TASK DETAILS – Filter the records below for the word "component". Copy each line that holds it.

TASK INPUT –
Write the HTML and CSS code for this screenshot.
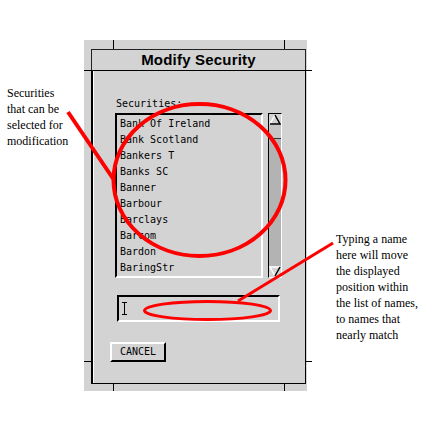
FILE: index.html
```html
<!DOCTYPE html>
<html>
<head>
    <meta charset="UTF-8">
    <title>Modify Security</title>
    <link rel="stylesheet" href="styles.css">
</head>
<body>
    <div class="page">
        <div class="window">
            <span class="tick tick-tl"></span>
            <span class="tick tick-tr"></span>
            <span class="tick tick-bl"></span>
            <span class="tick tick-br"></span>
            <span class="tick tick-lb"></span>
            <span class="tick tick-rb"></span>
            <span class="tick tick-rt"></span>

            <div class="titlebar">Modify Security</div>
            <div class="sep"></div>

            <div class="client">
                <div class="label">Securities:</div>
                <div class="list-row">
                    <div class="list">
                        <div class="item">Bank Of Ireland</div>
                        <div class="item">Bank Scotland</div>
                        <div class="item">Bankers T</div>
                        <div class="item">Banks SC</div>
                        <div class="item">Banner</div>
                        <div class="item">Barbour</div>
                        <div class="item">Barclays</div>
                        <div class="item">Barcom</div>
                        <div class="item">Bardon</div>
                        <div class="item">BaringStr</div>
                    </div>
                    <div class="scrollbar">
                        <svg class="arrow" width="12" height="11" viewBox="0 0 12 11">
                            <polyline points="1,10 6,1" fill="none" stroke="#fff" stroke-width="1.5"/>
                            <polyline points="6,1 11,10 1,10" fill="none" stroke="#000" stroke-width="1.5"/>
                        </svg>
                        <div class="slider"></div>
                        <div class="trough"></div>
                        <svg class="arrow" width="12" height="11" viewBox="0 0 12 11">
                            <polyline points="11,1 1,1 6,10" fill="none" stroke="#fff" stroke-width="1.5"/>
                            <polyline points="6,10 11,1" fill="none" stroke="#000" stroke-width="1.5"/>
                        </svg>
                    </div>
                </div>
                <div class="input">
                    <svg class="cursor" width="7" height="13" viewBox="0 0 7 13">
                        <path d="M1 0.5H6M3.5 0.5V12.5M1 12.5H6" fill="none" stroke="#000" stroke-width="1"/>
                    </svg>
                </div>
                <div class="btn">CANCEL</div>
            </div>
        </div>

        <div class="note note-left">Securities<br>that can be<br>selected for<br>modification</div>
        <div class="note note-right">Typing a name<br>here will move<br>the displayed<br>position within<br>the list of names,<br>to names that<br>nearly match</div>

        <svg class="marks" width="427" height="445" viewBox="0 0 427 445">
            <ellipse cx="199.5" cy="180" rx="86" ry="76" fill="none" stroke="#f00" stroke-width="4"/>
            <line x1="68" y1="112" x2="114" y2="180" stroke="#f00" stroke-width="4"/>
            <ellipse cx="207.5" cy="310.5" rx="63" ry="9" fill="none" stroke="#f00" stroke-width="3"/>
            <line x1="333" y1="243" x2="238" y2="301" stroke="#f00" stroke-width="3"/>
        </svg>
    </div>
</body>
</html>
```

FILE: styles.css
```css
body {
    margin: 0;
    background: #fff;
}
.page {
    position: relative;
    width: 427px;
    height: 445px;
    padding-top: 40px;
    box-sizing: border-box;
}
.window {
    position: relative;
    margin-left: 84px;
    width: 223px;
    height: 351px;
    padding-top: 9px;
    box-sizing: border-box;
    background: #d3d3d3;
    display: flex;
    flex-direction: column;
}
.tick {
    position: absolute;
    background: #000;
}
.tick-tl { left: 29px; top: 0; width: 1px; height: 9px; }
.tick-tr { left: 200px; top: 0; width: 1px; height: 9px; }
.tick-bl { left: 29px; bottom: 0; width: 1px; height: 7px; }
.tick-br { left: 200px; bottom: 0; width: 1px; height: 7px; }
.tick-lb { left: 0; bottom: 29px; width: 7px; height: 1px; }
.tick-rb { left: 222px; bottom: 29px; width: 6px; height: 1px; }
.tick-rt { left: 222px; top: 30px; width: 6px; height: 1px; }

.titlebar {
    margin: 0 1px 0 7px;
    height: 21px;
    border: 1px solid #222;
    border-bottom: none;
    box-sizing: border-box;
    font-family: "Liberation Sans", Arial, sans-serif;
    font-weight: bold;
    font-size: 15px;
    letter-spacing: 0.2px;
    line-height: 20px;
    text-align: center;
    color: #000;
}
.sep {
    height: 1px;
    background: #000;
}
.client {
    flex: 1;
    margin: 0 1px 7px 7px;
    border-left: 2px solid #000;
    border-right: 1px solid #000;
    border-bottom: 1px solid #000;
    box-shadow: inset 1px 0 #fff;
    padding-top: 26px;
    font-family: "DejaVu Sans Mono", "Liberation Mono", monospace;
    font-size: 10px;
    color: #000;
}
.label {
    margin-left: 23px;
    line-height: 13px;
}
.list-row {
    display: flex;
    gap: 5px;
    margin: 3px 0 0 22px;
    height: 165px;
}
.list {
    width: 148px;
    border-top: 2px solid #000;
    border-left: 2px solid #000;
    border-right: 2px solid #fff;
    border-bottom: 2px solid #fff;
    box-sizing: border-box;
    padding: 1px 0 0 3px;
}
.item {
    line-height: 16px;
    white-space: nowrap;
}
.scrollbar {
    width: 14px;
    border-top: 1px solid #000;
    border-left: 1px solid #000;
    border-right: 1px solid #fff;
    border-bottom: 1px solid #fff;
    box-sizing: border-box;
    background: #b3b3b3;
    display: flex;
    flex-direction: column;
}
.arrow {
    display: block;
    background: #d3d3d3;
    flex: none;
}
.slider {
    height: 13px;
    background: #c6c6c6;
    border-bottom: 1px solid #333;
}
.trough {
    flex: 1;
}
.input {
    margin: 17px 0 0 24px;
    width: 163px;
    height: 27px;
    border-top: 2px solid #000;
    border-left: 2px solid #000;
    border-right: 2px solid #fff;
    border-bottom: 2px solid #fff;
    box-sizing: border-box;
    padding: 5px 0 0 2px;
}
.cursor {
    display: block;
}
.btn {
    margin: 20px 0 0 17px;
    width: 56px;
    height: 20px;
    border-top: 2px solid #fff;
    border-left: 2px solid #fff;
    border-right: 2px solid #000;
    border-bottom: 2px solid #000;
    box-sizing: border-box;
    line-height: 16px;
    text-align: center;
}
.note {
    position: absolute;
    font-family: "Liberation Serif", "Times New Roman", serif;
    font-size: 12px;
    line-height: 16px;
    color: #000;
}
.note-left {
    left: 7px;
    top: 85px;
}
.note-right {
    left: 336px;
    top: 231px;
}
.marks {
    position: absolute;
    left: 0;
    top: 0;
    pointer-events: none;
}
```
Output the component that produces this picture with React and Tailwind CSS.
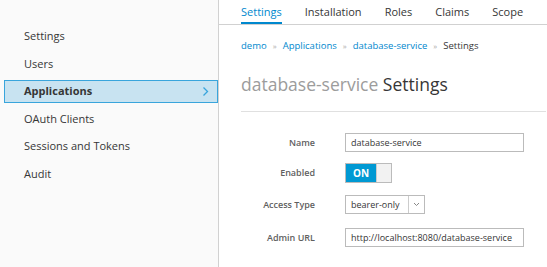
import React from "react";

const navItems = ["Settings", "Users", "Applications", "OAuth Clients", "Sessions and Tokens", "Audit"];
const tabs = ["Settings", "Installation", "Roles", "Claims", "Scope"];

function Field({ label, children }) {
  return (
    <div className="flex items-center">
      <div className="w-[74px] text-right text-[9px] font-semibold text-[#5f5f5f]">{label}</div>
      <div className="ml-[30px] flex items-center">{children}</div>
    </div>
  );
}

export default function App() {
  return (
    <div
      className="flex h-[267px] w-[547px] overflow-hidden bg-white text-[#363636]"
      style={{ fontFamily: '"Open Sans", "Noto Sans", sans-serif' }}
    >
      <aside className="w-[219px] shrink-0 border-r border-[#d1d1d1] bg-[#fafafa] pt-[25px] pl-[4px]">
        <ul className="flex flex-col gap-[4.5px]">
          {navItems.map((item) => {
            const active = item === "Applications";
            return (
              <li
                key={item}
                className={
                  active
                    ? "flex h-[23px] items-center justify-between border border-[#39a5dc] bg-[#c8e3f1] pl-[19px] pr-[8px] text-[11px] font-bold text-[#363636]"
                    : "flex h-[23px] items-center border border-transparent pl-[19px] text-[11px] text-[#363636]"
                }
              >
                <span>{item}</span>
                {active && (
                  <svg width="7" height="11" viewBox="0 0 7 11" fill="none">
                    <path d="M1.5 1.5 L5.5 5.5 L1.5 9.5" stroke="#39a5dc" strokeWidth="1.3" />
                  </svg>
                )}
              </li>
            );
          })}
        </ul>
      </aside>
      <main className="flex-1">
        <nav className="flex h-[25px] gap-[23px] border-b border-[#d1d1d1] pl-[22px]">
          {tabs.map((t) => (
            <div
              key={t}
              className={
                t === "Settings"
                  ? "flex items-center border-b-2 border-[#0088ce] pt-[2px] text-[11px] text-[#0088ce]"
                  : "flex items-center border-b-2 border-transparent pt-[2px] text-[11px] text-[#363636]"
              }
            >
              {t}
            </div>
          ))}
        </nav>
        <div className="pl-[22px]">
          <div className="mt-[14px] flex items-center gap-[6px] text-[9.5px] leading-[14px]">
            <span className="text-[#0088ce]">demo</span>
            <span className="text-[#aaa] text-[8px]">»</span>
            <span className="text-[#0088ce]">Applications</span>
            <span className="text-[#aaa] text-[8px]">»</span>
            <span className="text-[#0088ce]">database-service</span>
            <span className="text-[#aaa] text-[8px]">»</span>
            <span className="text-[#363636]">Settings</span>
          </div>
          <h1 className="mt-[19px] text-[17.5px] leading-[24px]">
            <span className="text-[#9c9c9c]">database-service</span>{" "}
            <span className="text-[#363636]">Settings</span>
          </h1>
          <div className="mt-[15px] mr-[1px] border-t border-[#e0e0e0]"></div>
          <div className="mt-[21px] flex flex-col">
            <Field label="Name">
              <div className="flex h-[19px] w-[179px] items-center border border-[#bbb] px-[5px] text-[9px] text-[#363636] whitespace-nowrap">
                database-service
              </div>
            </Field>
            <div className="mt-[11px]">
              <Field label="Enabled">
                <div className="flex h-[20px] w-[47px] border border-[#bbb]">
                  <div className="flex w-[30px] items-center justify-center bg-[#0099d3] text-[10px] font-bold text-white">ON</div>
                  <div className="flex-1 bg-[#f2f2f2] border-l border-[#ccc]"></div>
                </div>
              </Field>
            </div>
            <div className="mt-[12px]">
              <Field label="Access Type">
                <div className="flex h-[19px] w-[80px] items-center border border-[#bbb] text-[9px] text-[#363636] whitespace-nowrap">
                  <span className="flex-1 pl-[5px]">bearer-only</span>
                  <span className="flex h-full w-[16px] items-center justify-center border-l border-[#ccc]">
                    <svg width="7" height="5" viewBox="0 0 7 5" fill="none">
                      <path d="M1 1 L3.5 3.5 L6 1" stroke="#888" strokeWidth="1" />
                    </svg>
                  </span>
                </div>
              </Field>
            </div>
            <div className="mt-[14px]">
              <Field label="Admin URL">
                <div className="flex h-[19px] w-[179px] items-center border border-[#bbb] px-[5px] text-[9px] text-[#363636] whitespace-nowrap">
                  http://localhost:8080/database-service
                </div>
              </Field>
            </div>
          </div>
        </div>
      </main>
    </div>
  );
}
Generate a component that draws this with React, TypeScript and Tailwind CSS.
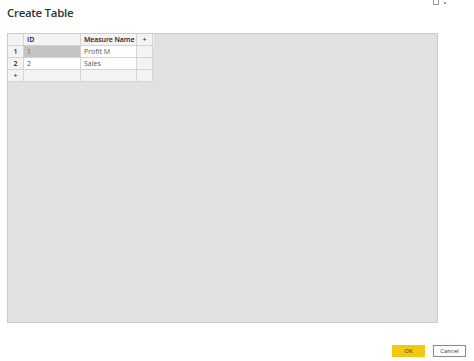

RESULT BELOW –
Output the component that produces this picture with React and Tailwind CSS.
Generate a component that draws this with React, TypeScript and Tailwind CSS.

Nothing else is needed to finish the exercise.